Provided information:
· · · ·

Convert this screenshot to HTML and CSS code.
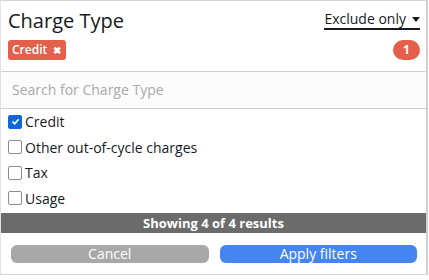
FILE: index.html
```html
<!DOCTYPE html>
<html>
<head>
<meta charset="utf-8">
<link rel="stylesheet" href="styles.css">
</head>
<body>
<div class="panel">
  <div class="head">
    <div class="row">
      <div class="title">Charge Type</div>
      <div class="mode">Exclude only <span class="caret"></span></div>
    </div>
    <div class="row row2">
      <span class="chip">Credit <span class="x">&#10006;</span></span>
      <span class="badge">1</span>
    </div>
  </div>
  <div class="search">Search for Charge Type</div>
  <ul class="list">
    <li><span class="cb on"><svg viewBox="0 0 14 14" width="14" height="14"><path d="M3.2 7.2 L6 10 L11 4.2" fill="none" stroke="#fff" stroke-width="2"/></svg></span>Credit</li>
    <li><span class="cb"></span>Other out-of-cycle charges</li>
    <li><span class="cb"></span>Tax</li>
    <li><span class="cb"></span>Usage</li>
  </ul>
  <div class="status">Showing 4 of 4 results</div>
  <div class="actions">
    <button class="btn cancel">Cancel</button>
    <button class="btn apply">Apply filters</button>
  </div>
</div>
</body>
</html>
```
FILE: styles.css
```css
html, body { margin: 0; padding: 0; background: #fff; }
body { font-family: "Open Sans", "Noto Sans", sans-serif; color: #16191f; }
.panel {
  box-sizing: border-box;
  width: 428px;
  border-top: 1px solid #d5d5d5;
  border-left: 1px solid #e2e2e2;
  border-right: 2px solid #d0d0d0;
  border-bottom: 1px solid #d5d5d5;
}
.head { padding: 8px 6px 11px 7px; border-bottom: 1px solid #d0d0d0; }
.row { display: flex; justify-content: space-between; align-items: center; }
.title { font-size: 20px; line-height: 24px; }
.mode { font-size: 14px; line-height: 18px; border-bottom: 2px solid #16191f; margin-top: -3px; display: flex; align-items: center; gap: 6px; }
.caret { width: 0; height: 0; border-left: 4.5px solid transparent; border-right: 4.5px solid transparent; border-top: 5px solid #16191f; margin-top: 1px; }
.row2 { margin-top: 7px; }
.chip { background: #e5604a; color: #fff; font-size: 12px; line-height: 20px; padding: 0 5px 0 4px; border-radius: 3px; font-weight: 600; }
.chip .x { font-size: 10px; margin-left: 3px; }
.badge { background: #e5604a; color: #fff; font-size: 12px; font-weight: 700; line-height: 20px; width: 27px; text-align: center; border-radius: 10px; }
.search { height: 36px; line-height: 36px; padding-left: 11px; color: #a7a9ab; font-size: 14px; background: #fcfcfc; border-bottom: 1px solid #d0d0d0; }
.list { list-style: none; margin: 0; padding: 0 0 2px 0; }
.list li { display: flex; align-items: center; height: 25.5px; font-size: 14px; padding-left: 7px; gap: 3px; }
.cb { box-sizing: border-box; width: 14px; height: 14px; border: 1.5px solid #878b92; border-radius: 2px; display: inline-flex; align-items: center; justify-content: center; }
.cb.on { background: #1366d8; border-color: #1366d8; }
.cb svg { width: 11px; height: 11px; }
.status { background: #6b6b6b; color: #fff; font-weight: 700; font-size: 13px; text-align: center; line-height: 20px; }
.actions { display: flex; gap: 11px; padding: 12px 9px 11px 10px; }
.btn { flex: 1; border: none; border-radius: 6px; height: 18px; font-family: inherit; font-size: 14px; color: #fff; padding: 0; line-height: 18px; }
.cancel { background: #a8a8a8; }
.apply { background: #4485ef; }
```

· · · ·

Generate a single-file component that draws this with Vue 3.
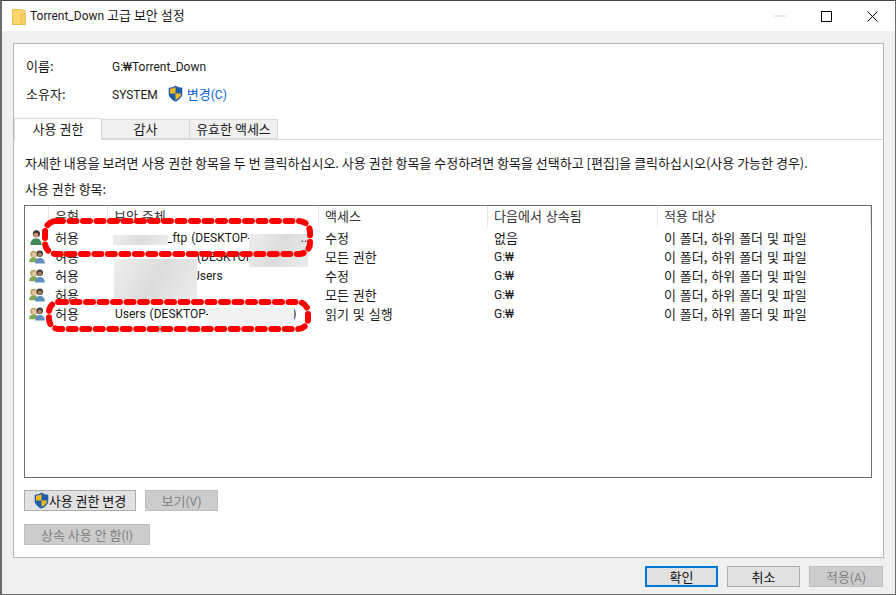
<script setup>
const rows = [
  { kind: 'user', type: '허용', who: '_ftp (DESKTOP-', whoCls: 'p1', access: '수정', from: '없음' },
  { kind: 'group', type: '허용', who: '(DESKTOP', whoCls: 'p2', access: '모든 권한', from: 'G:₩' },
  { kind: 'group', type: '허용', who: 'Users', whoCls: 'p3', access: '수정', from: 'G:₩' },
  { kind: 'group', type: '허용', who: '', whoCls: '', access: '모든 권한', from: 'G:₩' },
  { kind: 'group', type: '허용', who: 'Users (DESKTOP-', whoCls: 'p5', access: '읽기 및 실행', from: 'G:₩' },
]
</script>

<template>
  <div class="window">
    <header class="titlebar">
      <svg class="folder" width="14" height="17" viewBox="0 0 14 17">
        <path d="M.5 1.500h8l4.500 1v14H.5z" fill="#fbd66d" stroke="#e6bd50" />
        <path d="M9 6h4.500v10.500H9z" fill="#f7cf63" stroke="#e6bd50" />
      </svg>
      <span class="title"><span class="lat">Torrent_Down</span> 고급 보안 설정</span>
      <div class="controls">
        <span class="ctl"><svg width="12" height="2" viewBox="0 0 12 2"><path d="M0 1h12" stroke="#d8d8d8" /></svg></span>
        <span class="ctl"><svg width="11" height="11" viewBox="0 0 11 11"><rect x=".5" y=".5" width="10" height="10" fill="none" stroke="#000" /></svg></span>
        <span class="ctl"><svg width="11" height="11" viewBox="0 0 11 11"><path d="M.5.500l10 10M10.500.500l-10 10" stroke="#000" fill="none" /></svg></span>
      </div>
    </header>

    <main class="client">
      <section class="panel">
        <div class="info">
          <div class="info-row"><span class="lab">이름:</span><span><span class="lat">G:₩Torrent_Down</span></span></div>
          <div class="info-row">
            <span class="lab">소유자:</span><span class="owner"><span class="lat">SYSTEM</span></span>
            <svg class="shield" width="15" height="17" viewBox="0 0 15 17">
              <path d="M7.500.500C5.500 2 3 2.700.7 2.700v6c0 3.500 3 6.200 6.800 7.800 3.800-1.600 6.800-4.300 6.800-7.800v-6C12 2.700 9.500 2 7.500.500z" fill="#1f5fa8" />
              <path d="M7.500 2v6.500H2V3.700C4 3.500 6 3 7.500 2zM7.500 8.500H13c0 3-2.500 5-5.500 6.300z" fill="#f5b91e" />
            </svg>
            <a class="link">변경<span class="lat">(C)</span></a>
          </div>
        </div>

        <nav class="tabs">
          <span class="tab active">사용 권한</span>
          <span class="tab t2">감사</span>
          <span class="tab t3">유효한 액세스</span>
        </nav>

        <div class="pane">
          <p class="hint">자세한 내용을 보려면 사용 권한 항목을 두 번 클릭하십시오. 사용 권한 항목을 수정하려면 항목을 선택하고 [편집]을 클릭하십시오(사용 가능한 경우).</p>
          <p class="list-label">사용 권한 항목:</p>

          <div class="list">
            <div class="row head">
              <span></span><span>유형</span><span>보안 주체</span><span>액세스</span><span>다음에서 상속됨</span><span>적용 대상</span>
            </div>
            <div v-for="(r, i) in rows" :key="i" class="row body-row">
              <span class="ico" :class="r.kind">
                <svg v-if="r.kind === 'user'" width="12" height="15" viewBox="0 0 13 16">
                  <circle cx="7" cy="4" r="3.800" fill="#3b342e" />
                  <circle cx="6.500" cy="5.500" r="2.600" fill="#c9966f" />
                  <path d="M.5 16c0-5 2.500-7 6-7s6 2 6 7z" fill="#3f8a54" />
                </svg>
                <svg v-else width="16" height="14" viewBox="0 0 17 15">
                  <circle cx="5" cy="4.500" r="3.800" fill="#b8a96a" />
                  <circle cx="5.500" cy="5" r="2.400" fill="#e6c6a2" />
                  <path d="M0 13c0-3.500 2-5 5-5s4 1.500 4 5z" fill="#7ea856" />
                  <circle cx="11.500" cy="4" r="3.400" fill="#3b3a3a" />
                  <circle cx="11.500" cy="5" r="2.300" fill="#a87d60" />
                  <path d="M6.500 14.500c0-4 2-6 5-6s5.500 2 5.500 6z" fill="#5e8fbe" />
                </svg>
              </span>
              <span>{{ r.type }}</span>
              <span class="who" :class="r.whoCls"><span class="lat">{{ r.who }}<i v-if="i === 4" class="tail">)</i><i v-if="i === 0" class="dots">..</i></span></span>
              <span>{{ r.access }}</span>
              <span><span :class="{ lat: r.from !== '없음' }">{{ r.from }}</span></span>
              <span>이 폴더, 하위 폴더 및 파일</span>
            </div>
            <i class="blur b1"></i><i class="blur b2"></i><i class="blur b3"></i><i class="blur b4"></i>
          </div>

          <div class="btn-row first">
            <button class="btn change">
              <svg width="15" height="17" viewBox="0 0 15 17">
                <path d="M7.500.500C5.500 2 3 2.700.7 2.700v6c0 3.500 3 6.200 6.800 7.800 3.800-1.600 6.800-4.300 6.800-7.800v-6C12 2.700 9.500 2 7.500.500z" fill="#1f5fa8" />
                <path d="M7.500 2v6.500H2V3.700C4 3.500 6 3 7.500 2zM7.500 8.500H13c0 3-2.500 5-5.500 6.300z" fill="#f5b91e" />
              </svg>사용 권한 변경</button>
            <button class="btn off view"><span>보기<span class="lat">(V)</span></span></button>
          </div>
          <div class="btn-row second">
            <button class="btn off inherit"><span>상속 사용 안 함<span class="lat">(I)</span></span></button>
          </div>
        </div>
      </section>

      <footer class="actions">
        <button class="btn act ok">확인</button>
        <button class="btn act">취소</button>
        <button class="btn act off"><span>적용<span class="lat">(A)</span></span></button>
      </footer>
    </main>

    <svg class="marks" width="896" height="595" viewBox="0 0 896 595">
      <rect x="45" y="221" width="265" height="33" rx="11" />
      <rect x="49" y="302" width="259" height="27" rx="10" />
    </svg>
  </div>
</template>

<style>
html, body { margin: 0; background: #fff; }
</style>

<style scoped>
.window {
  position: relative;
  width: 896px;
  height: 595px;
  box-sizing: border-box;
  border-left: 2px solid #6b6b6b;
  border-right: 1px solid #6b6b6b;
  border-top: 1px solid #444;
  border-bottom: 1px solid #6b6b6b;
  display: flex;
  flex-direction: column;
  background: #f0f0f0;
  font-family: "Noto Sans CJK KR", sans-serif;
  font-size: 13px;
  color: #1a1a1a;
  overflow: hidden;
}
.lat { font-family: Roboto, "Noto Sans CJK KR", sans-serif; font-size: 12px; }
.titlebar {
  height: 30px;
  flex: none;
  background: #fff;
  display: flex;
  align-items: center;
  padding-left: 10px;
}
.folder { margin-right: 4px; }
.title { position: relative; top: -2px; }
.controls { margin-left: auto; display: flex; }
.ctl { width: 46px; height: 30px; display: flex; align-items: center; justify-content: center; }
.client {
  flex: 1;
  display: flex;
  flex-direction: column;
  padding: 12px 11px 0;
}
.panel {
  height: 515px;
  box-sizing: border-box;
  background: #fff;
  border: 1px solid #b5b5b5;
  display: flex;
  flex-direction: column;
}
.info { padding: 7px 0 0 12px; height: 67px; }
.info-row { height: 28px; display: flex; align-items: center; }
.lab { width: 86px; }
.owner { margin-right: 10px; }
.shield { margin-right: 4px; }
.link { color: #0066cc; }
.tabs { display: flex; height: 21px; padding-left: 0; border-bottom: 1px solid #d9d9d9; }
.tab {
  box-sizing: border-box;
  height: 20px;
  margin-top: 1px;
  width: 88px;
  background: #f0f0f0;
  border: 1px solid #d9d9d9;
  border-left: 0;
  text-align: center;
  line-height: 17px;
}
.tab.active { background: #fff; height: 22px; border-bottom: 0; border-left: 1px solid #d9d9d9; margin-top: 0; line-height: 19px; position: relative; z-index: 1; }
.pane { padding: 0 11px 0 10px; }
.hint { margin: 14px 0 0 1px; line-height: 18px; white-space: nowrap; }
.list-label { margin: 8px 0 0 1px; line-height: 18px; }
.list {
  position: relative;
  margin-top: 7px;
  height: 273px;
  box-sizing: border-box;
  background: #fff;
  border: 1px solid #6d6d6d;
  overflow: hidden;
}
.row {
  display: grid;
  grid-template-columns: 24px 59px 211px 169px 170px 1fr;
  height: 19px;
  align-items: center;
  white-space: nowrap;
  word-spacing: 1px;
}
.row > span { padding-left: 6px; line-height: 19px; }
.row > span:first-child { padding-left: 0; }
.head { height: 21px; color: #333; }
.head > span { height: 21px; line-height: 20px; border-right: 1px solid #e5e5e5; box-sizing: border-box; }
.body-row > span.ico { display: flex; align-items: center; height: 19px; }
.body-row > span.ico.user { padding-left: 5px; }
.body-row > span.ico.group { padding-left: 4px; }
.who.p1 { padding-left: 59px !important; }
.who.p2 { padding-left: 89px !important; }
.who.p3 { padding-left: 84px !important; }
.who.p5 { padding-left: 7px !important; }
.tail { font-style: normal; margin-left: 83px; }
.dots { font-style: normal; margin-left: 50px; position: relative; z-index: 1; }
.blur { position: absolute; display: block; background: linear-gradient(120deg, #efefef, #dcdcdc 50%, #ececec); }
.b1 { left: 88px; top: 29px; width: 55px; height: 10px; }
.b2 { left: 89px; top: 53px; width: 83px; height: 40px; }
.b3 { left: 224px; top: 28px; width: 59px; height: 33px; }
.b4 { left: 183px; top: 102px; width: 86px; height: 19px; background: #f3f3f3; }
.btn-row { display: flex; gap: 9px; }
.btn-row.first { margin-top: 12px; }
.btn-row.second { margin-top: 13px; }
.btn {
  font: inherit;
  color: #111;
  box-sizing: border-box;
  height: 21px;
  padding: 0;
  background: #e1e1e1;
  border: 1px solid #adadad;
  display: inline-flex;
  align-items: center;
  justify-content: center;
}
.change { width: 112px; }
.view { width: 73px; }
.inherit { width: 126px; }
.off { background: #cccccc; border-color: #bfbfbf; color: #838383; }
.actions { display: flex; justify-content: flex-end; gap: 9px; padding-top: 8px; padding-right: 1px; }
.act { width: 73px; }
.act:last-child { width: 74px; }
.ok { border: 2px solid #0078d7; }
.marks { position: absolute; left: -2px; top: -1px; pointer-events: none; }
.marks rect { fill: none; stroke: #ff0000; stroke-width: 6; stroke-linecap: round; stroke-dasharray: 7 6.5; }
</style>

· · · ·

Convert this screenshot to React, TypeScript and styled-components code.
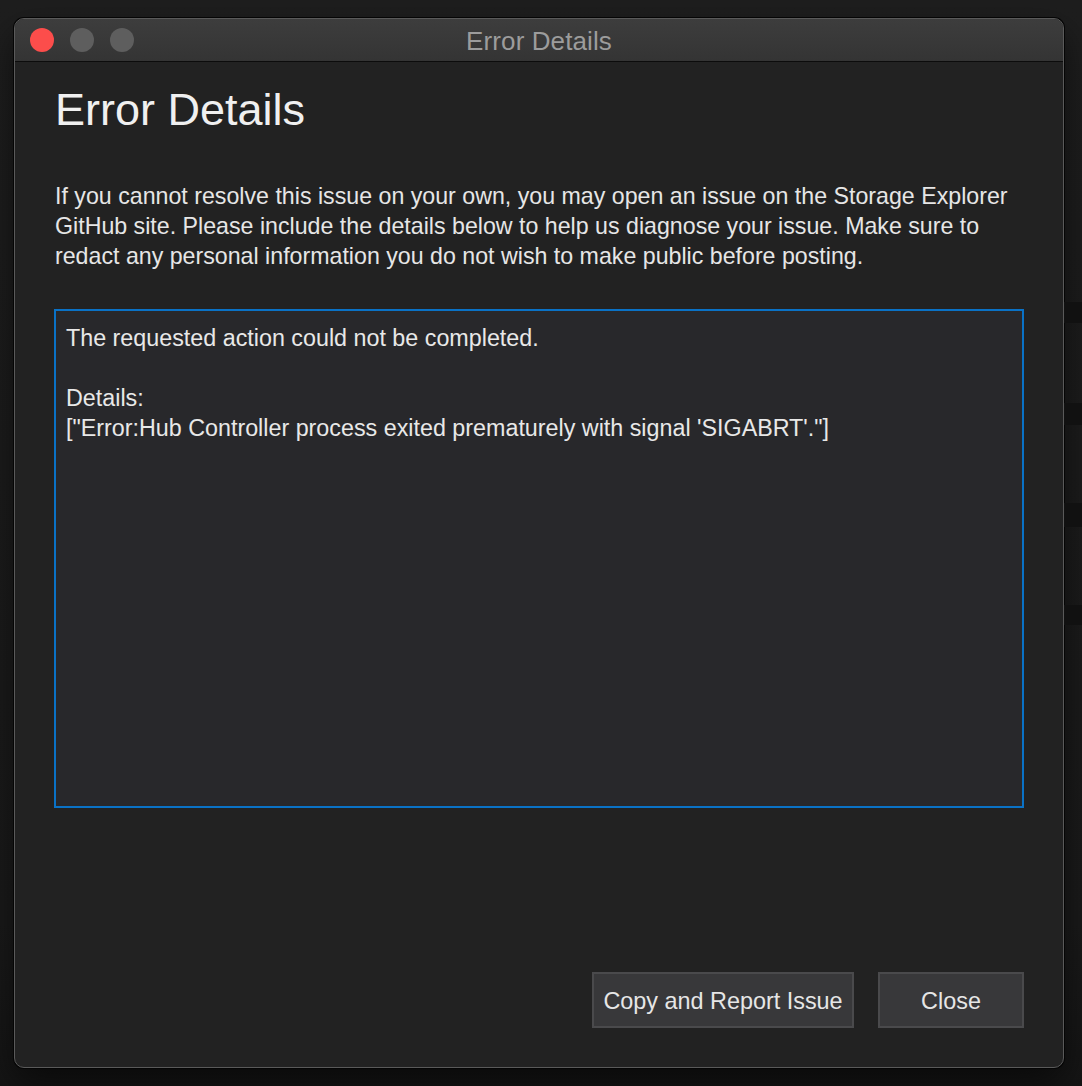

· · · ·

Exercise: Scan the material above for the string "Convert" and return the lines that hold it.

Final answer:
Convert this screenshot to HTML and CSS code.
Convert this screenshot to React, TypeScript and styled-components code.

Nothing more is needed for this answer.